**LISTED RECORDS:**
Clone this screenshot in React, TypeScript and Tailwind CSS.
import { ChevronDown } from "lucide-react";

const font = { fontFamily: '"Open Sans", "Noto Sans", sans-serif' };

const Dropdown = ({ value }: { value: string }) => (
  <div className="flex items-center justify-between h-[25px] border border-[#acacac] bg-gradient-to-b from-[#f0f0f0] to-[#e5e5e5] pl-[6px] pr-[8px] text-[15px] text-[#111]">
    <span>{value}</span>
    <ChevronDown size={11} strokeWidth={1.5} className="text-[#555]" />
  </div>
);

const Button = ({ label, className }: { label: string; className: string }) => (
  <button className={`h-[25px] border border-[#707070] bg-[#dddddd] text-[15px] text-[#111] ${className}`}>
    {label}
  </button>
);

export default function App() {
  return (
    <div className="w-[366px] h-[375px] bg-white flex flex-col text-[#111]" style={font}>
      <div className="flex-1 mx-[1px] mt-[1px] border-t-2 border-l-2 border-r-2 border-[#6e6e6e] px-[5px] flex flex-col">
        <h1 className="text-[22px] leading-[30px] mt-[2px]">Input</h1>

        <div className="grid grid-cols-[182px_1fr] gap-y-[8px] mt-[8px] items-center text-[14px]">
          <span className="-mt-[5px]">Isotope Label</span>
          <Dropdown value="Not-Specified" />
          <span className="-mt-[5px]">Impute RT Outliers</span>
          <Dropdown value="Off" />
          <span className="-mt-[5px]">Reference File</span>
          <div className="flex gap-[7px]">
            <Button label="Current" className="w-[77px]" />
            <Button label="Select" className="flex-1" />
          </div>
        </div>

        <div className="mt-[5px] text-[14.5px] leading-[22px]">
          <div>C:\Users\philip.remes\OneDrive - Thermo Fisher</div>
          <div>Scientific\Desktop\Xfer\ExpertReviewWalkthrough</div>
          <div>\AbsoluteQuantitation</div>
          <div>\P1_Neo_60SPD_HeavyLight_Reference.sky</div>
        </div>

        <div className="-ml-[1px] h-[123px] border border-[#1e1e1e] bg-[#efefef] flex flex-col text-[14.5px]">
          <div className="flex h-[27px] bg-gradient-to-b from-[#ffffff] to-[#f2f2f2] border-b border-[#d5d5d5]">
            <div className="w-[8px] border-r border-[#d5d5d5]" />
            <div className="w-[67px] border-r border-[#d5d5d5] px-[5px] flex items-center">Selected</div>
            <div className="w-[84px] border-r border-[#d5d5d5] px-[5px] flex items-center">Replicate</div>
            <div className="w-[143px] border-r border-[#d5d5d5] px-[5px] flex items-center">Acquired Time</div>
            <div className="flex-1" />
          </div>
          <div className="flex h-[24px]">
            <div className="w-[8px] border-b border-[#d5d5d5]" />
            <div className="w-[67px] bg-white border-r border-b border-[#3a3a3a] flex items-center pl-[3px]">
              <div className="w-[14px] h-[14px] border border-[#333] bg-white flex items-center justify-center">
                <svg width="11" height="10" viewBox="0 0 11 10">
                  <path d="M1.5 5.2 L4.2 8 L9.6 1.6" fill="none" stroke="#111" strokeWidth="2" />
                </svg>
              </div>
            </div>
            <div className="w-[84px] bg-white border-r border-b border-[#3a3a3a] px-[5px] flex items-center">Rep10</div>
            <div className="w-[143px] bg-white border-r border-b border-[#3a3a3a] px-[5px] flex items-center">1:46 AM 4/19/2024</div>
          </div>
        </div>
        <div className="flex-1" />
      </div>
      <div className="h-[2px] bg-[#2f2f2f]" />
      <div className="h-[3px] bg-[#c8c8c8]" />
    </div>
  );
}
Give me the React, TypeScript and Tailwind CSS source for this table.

**PROBLEM DETAILS:**
Return what is listed above, exactly and completely.

**ANSWER IN FULL:**
Clone this screenshot in React, TypeScript and Tailwind CSS.
import { ChevronDown } from "lucide-react";

const font = { fontFamily: '"Open Sans", "Noto Sans", sans-serif' };

const Dropdown = ({ value }: { value: string }) => (
  <div className="flex items-center justify-between h-[25px] border border-[#acacac] bg-gradient-to-b from-[#f0f0f0] to-[#e5e5e5] pl-[6px] pr-[8px] text-[15px] text-[#111]">
    <span>{value}</span>
    <ChevronDown size={11} strokeWidth={1.5} className="text-[#555]" />
  </div>
);

const Button = ({ label, className }: { label: string; className: string }) => (
  <button className={`h-[25px] border border-[#707070] bg-[#dddddd] text-[15px] text-[#111] ${className}`}>
    {label}
  </button>
);

export default function App() {
  return (
    <div className="w-[366px] h-[375px] bg-white flex flex-col text-[#111]" style={font}>
      <div className="flex-1 mx-[1px] mt-[1px] border-t-2 border-l-2 border-r-2 border-[#6e6e6e] px-[5px] flex flex-col">
        <h1 className="text-[22px] leading-[30px] mt-[2px]">Input</h1>

        <div className="grid grid-cols-[182px_1fr] gap-y-[8px] mt-[8px] items-center text-[14px]">
          <span className="-mt-[5px]">Isotope Label</span>
          <Dropdown value="Not-Specified" />
          <span className="-mt-[5px]">Impute RT Outliers</span>
          <Dropdown value="Off" />
          <span className="-mt-[5px]">Reference File</span>
          <div className="flex gap-[7px]">
            <Button label="Current" className="w-[77px]" />
            <Button label="Select" className="flex-1" />
          </div>
        </div>

        <div className="mt-[5px] text-[14.5px] leading-[22px]">
          <div>C:\Users\philip.remes\OneDrive - Thermo Fisher</div>
          <div>Scientific\Desktop\Xfer\ExpertReviewWalkthrough</div>
          <div>\AbsoluteQuantitation</div>
          <div>\P1_Neo_60SPD_HeavyLight_Reference.sky</div>
        </div>

        <div className="-ml-[1px] h-[123px] border border-[#1e1e1e] bg-[#efefef] flex flex-col text-[14.5px]">
          <div className="flex h-[27px] bg-gradient-to-b from-[#ffffff] to-[#f2f2f2] border-b border-[#d5d5d5]">
            <div className="w-[8px] border-r border-[#d5d5d5]" />
            <div className="w-[67px] border-r border-[#d5d5d5] px-[5px] flex items-center">Selected</div>
            <div className="w-[84px] border-r border-[#d5d5d5] px-[5px] flex items-center">Replicate</div>
            <div className="w-[143px] border-r border-[#d5d5d5] px-[5px] flex items-center">Acquired Time</div>
            <div className="flex-1" />
          </div>
          <div className="flex h-[24px]">
            <div className="w-[8px] border-b border-[#d5d5d5]" />
            <div className="w-[67px] bg-white border-r border-b border-[#3a3a3a] flex items-center pl-[3px]">
              <div className="w-[14px] h-[14px] border border-[#333] bg-white flex items-center justify-center">
                <svg width="11" height="10" viewBox="0 0 11 10">
                  <path d="M1.5 5.2 L4.2 8 L9.6 1.6" fill="none" stroke="#111" strokeWidth="2" />
                </svg>
              </div>
            </div>
            <div className="w-[84px] bg-white border-r border-b border-[#3a3a3a] px-[5px] flex items-center">Rep10</div>
            <div className="w-[143px] bg-white border-r border-b border-[#3a3a3a] px-[5px] flex items-center">1:46 AM 4/19/2024</div>
          </div>
        </div>
        <div className="flex-1" />
      </div>
      <div className="h-[2px] bg-[#2f2f2f]" />
      <div className="h-[3px] bg-[#c8c8c8]" />
    </div>
  );
}
Give me the React, TypeScript and Tailwind CSS source for this table.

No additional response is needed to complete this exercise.